The day after the White House publically admitted that it believed the Syrian government had in fact crossed the “red line” through its use of chemical weapons, Congressman Tom Cole joined Frank Gaffney on Secure Freedom Radio to discuss his fear that a war in Syria would be a disastrous repeat of what happened in Libya.
In Libya, American intervention took a bad state and made it far worse says Cole, Congressman from the fourth district of Oklahoma.
“We had a regime, unsavory to be sure, but Al Qaeda was not operating in this territory,” he says. “It had given up its nuclear materials, its WMDs. Gadhafi was actually trying to work his way back into international respectability. We overthrew that regime—and again, I have no love for Gadhafi—but if the rebels could have done it themselves that’s fine.”
“Since they couldn’t, we intervened and what do we have now?” Cole asks. “We have a lawless state, we have four Americans dead, we have loose weapons falling all over the region, and we hardly have a reliable ally or friend. It looks to me in Syria like a replay, except a much more dangerous one, a much more important country, and a much more vicious conflict.”

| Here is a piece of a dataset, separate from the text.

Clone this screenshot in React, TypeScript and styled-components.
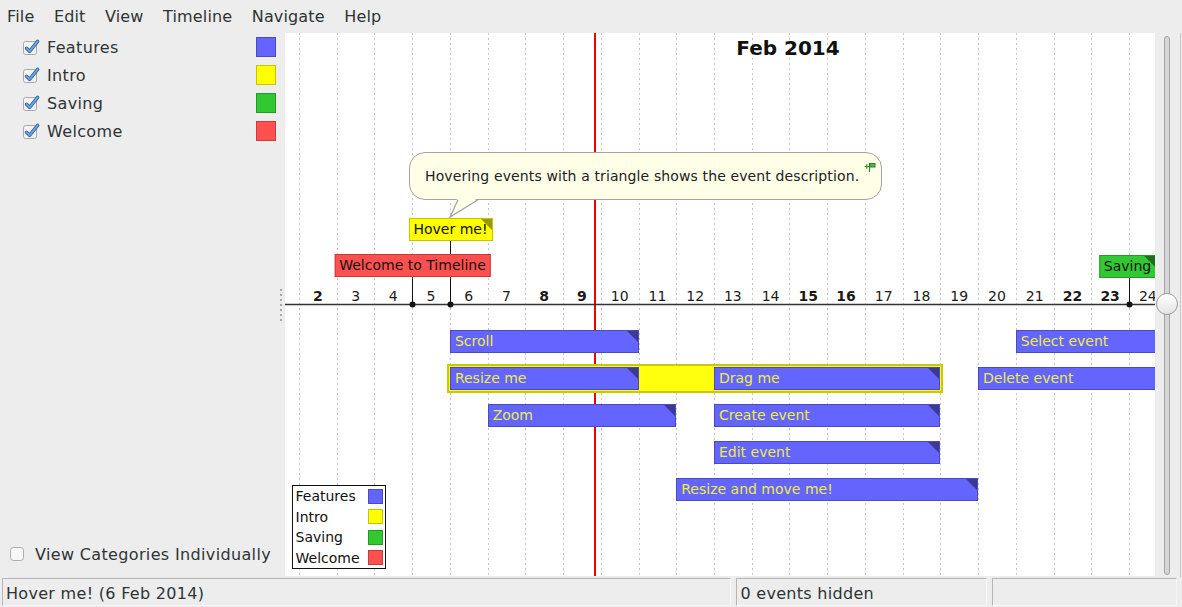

Choosing between Assad and the Muslim Brotherhood and Al Qaeda backed rebels is no choice in Cole’s mind, and he believes the latter already have the means to fight for themselves without American support.

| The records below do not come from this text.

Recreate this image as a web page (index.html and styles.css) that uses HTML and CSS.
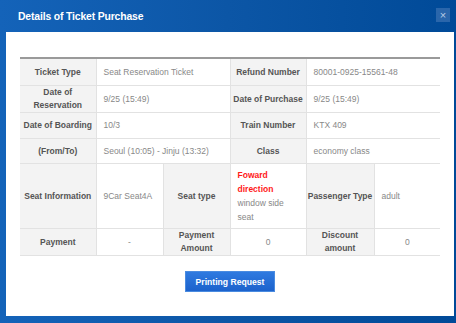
FILE: index.html
```html
<!DOCTYPE html>
<html lang="en">
<head>
  <meta charset="UTF-8">
  <meta name="viewport" content="width=device-width, initial-scale=1.0">
  <title>Details of Ticket Purchase</title>
  <link rel="stylesheet" href="styles.css">
</head>
<body>
  <div class="dialog">
    <header class="dialog-head">
      <h1>Details of Ticket Purchase</h1>
      <button class="close" type="button" aria-label="Close">&times;</button>
    </header>
    <main class="dialog-body">
      <table class="ticket">
        <colgroup>
          <col style="width: 76px">
          <col style="width: 67px">
          <col style="width: 67px">
          <col style="width: 76px">
          <col style="width: 68px">
          <col style="width: 66px">
        </colgroup>
        <tr class="row-1">
          <th>Ticket Type</th>
          <td colspan="2">Seat Reservation Ticket</td>
          <th>Refund Number</th>
          <td colspan="2">80001-0925-15561-48</td>
        </tr>
        <tr class="row-2 sep-gray">
          <th>Date of<br>Reservation</th>
          <td colspan="2">9/25 (15:49)</td>
          <th>Date of Purchase</th>
          <td colspan="2">9/25 (15:49)</td>
        </tr>
        <tr class="row-3">
          <th>Date of Boarding</th>
          <td colspan="2">10/3</td>
          <th>Train Number</th>
          <td colspan="2">KTX 409</td>
        </tr>
        <tr class="row-4 sep-light">
          <th>(From/To)</th>
          <td colspan="2">Seoul (10:05) - Jinju (13:32)</td>
          <th>Class</th>
          <td colspan="2">economy class</td>
        </tr>
        <tr class="row-5 sep-dark">
          <th>Seat Information</th>
          <td>9Car Seat4A</td>
          <th>Seat type</th>
          <td class="seat-type"><strong>Foward direction</strong>window side seat</td>
          <th class="nowrap">Passenger Type</th>
          <td>adult</td>
        </tr>
        <tr class="row-6 sep-light amounts">
          <th>Payment</th>
          <td>-</td>
          <th>Payment<br>Amount</th>
          <td>0</td>
          <th>Discount<br>amount</th>
          <td>0</td>
        </tr>
      </table>
      <div class="actions">
        <button class="btn-print" type="button">Printing Request</button>
      </div>
    </main>
  </div>
</body>
</html>
```

FILE: styles.css
```css
body {
  margin: 0;
  padding: 0;
  font-family: "Liberation Sans", Arial, sans-serif;
  background: #0b55a8;
}
.dialog {
  width: 456px;
  height: 323px;
  display: flex;
  flex-direction: column;
  background: linear-gradient(to right, #1463b9, #0c56a6 50%, #004a98);
}
.dialog-head {
  height: 32px;
  display: flex;
  align-items: center;
  justify-content: space-between;
  padding: 0 6px 0 18px;
  box-sizing: border-box;
}
.dialog-head h1 {
  margin: 0;
  color: white;
  font-size: 10.4px;
  font-weight: bold;
  letter-spacing: -0.15px;
}
.close {
  width: 14px;
  height: 14px;
  padding: 0;
  margin-top: -2px;
  border: none;
  background: #2a66ab;
  color: #b9cde6;
  font-size: 11px;
  line-height: 14px;
  font-family: "Liberation Sans", Arial, sans-serif;
}
.dialog-body {
  flex: 1;
  margin: 0 2px 7px 6px;
  background: white;
  padding: 25px 14px 0 14px;
}
.ticket {
  width: 420px;
  table-layout: fixed;
  border-collapse: collapse;
  border-top: 2px solid #9a9a9a;
  font-size: 8.5px;
}
.ticket th,
.ticket td {
  border: 1px solid #e2e2e2;
  border-top: none;
  padding: 0 7px;
  line-height: 13px;
}
.ticket tr > :first-child {
  border-left: none;
}
.ticket tr > :last-child {
  border-right: none;
}
.ticket th {
  background: #f3f3f3;
  color: #555;
  font-weight: bold;
  text-align: center;
  padding: 0;
}
.ticket td {
  color: #888;
  text-align: left;
}
.ticket .nowrap {
  white-space: nowrap;
}
.row-1 > * { height: 26px; }
.row-2 > * { height: 25px; }
.row-3 > * { height: 25px; }
.row-4 > * { height: 24px; }
.row-5 > * { height: 64px; }
.row-6 > * { height: 25px; }
.sep-gray > * { border-bottom: 2px solid #a0a0a0; }
.sep-light > * { border-bottom: 2px solid #e0e0e0; }
.sep-dark > * { border-bottom: 2px solid #2a2a2a; }
.row-5 td {
  vertical-align: middle;
}
.ticket .seat-type {
  line-height: 14px;
}
.seat-type strong {
  display: block;
  color: #ff1a1a;
  font-weight: bold;
}
.amounts td {
  text-align: center;
}
.actions {
  display: flex;
  justify-content: center;
  margin-top: 15px;
}
.btn-print {
  width: 90px;
  height: 21px;
  padding: 0;
  border: 1px solid #4a8be0;
  background: linear-gradient(#2f7ae0, #1c62cc);
  color: white;
  font-family: "Liberation Sans", Arial, sans-serif;
  font-size: 8.6px;
  font-weight: bold;
}
```
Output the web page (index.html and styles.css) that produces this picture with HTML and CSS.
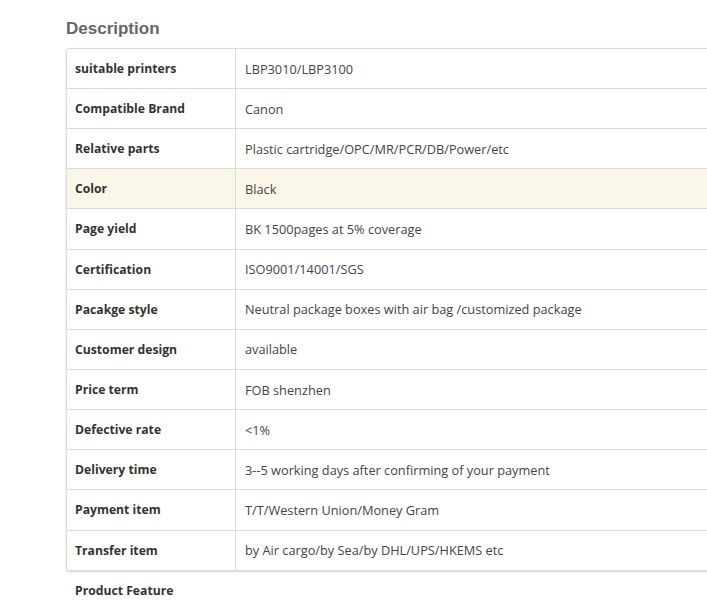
FILE: index.html
```html
<!DOCTYPE html>
<html>
<head>
<meta charset="utf-8">
<link rel="stylesheet" href="styles.css">
</head>
<body>
<div class="page">
  <h2 class="section-title">Description</h2>
  <div class="spec">
    <div class="row"><div class="key">suitable printers</div><div class="val">LBP3010/LBP3100</div></div>
    <div class="row"><div class="key">Compatible Brand</div><div class="val">Canon</div></div>
    <div class="row"><div class="key">Relative parts</div><div class="val">Plastic cartridge/OPC/MR/PCR/DB/Power/etc</div></div>
    <div class="row hl"><div class="key">Color</div><div class="val">Black</div></div>
    <div class="row"><div class="key">Page yield</div><div class="val">BK 1500pages at 5% coverage</div></div>
    <div class="row"><div class="key">Certification</div><div class="val">ISO9001/14001/SGS</div></div>
    <div class="row"><div class="key">Pacakge style</div><div class="val">Neutral package boxes with air bag /customized package</div></div>
    <div class="row"><div class="key">Customer design</div><div class="val">available</div></div>
    <div class="row"><div class="key">Price term</div><div class="val">FOB shenzhen</div></div>
    <div class="row"><div class="key">Defective rate</div><div class="val">&lt;1%</div></div>
    <div class="row"><div class="key">Delivery time</div><div class="val">3--5 working days after confirming of your payment</div></div>
    <div class="row"><div class="key">Payment item</div><div class="val">T/T/Western Union/Money Gram</div></div>
    <div class="row"><div class="key">Transfer item</div><div class="val">by Air cargo/by Sea/by DHL/UPS/HKEMS etc</div></div>
  </div>
  <div class="feature">Product Feature</div>
</div>
</body>
</html>
```

FILE: styles.css
```css
html, body {
  margin: 0;
  padding: 0;
  overflow: hidden;
  background: #fff;
}
.page {
  padding: 19px 0 0 66px;
  width: 680px;
  font-family: "Open Sans", "Noto Sans", sans-serif;
  color: #333;
}
.section-title {
  margin: 0 0 9px 0;
  font-family: "Liberation Sans", Arial, sans-serif;
  font-size: 17px;
  font-weight: bold;
  color: #666;
  line-height: 20px;
}
.spec {
  border: 1px solid #dcdcdc;
  border-radius: 3px;
  box-shadow: 0 1px 2px rgba(0,0,0,0.18);
  width: 660px;
}
.row {
  display: flex;
  height: 40.15px;
  border-top: 1px solid #dcdcdc;
  box-sizing: border-box;
  align-items: center;
}
.row:first-child {
  border-top: none;
  height: 39px;
}
.row.hl {
  background: #faf6e8;
}
.key {
  width: 169px;
  box-sizing: border-box;
  padding-left: 8px;
  font-weight: bold;
  font-size: 12.2px;
  height: 100%;
  display: flex;
  align-items: center;
  border-right: 1px solid #dcdcdc;
}
.val {
  padding-left: 9px;
  font-size: 12.75px;
  color: #444;
}
.feature {
  padding: 11px 0 0 9px;
  font-weight: bold;
  font-size: 12.2px;
}
```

“We don’t have a clear idea of what an endgame in Syria is really going to be. I don’t think there’s any shortage of weapons in Syria. There are plenty of Arab states pumping plenty of guns, and that have the ability to put very sophisticated weapons in the hands of the rebels if they so choose. So I don’t see a compelling reason for the United States to be involved in this way at this time.”
Whichever side wins the civil war, Cole is not optimistic about Syria’s future. “There’s no reason to believe there’s going to be a democratic outcome on the other side of this where there’s a sudden renaissance of human rights in Syria, no matter who wins. So I think you have to be pretty brutal and look at this in terms of American interest. Getting pulled into something like this step by step, I find it hard to believe that’s in our interest.”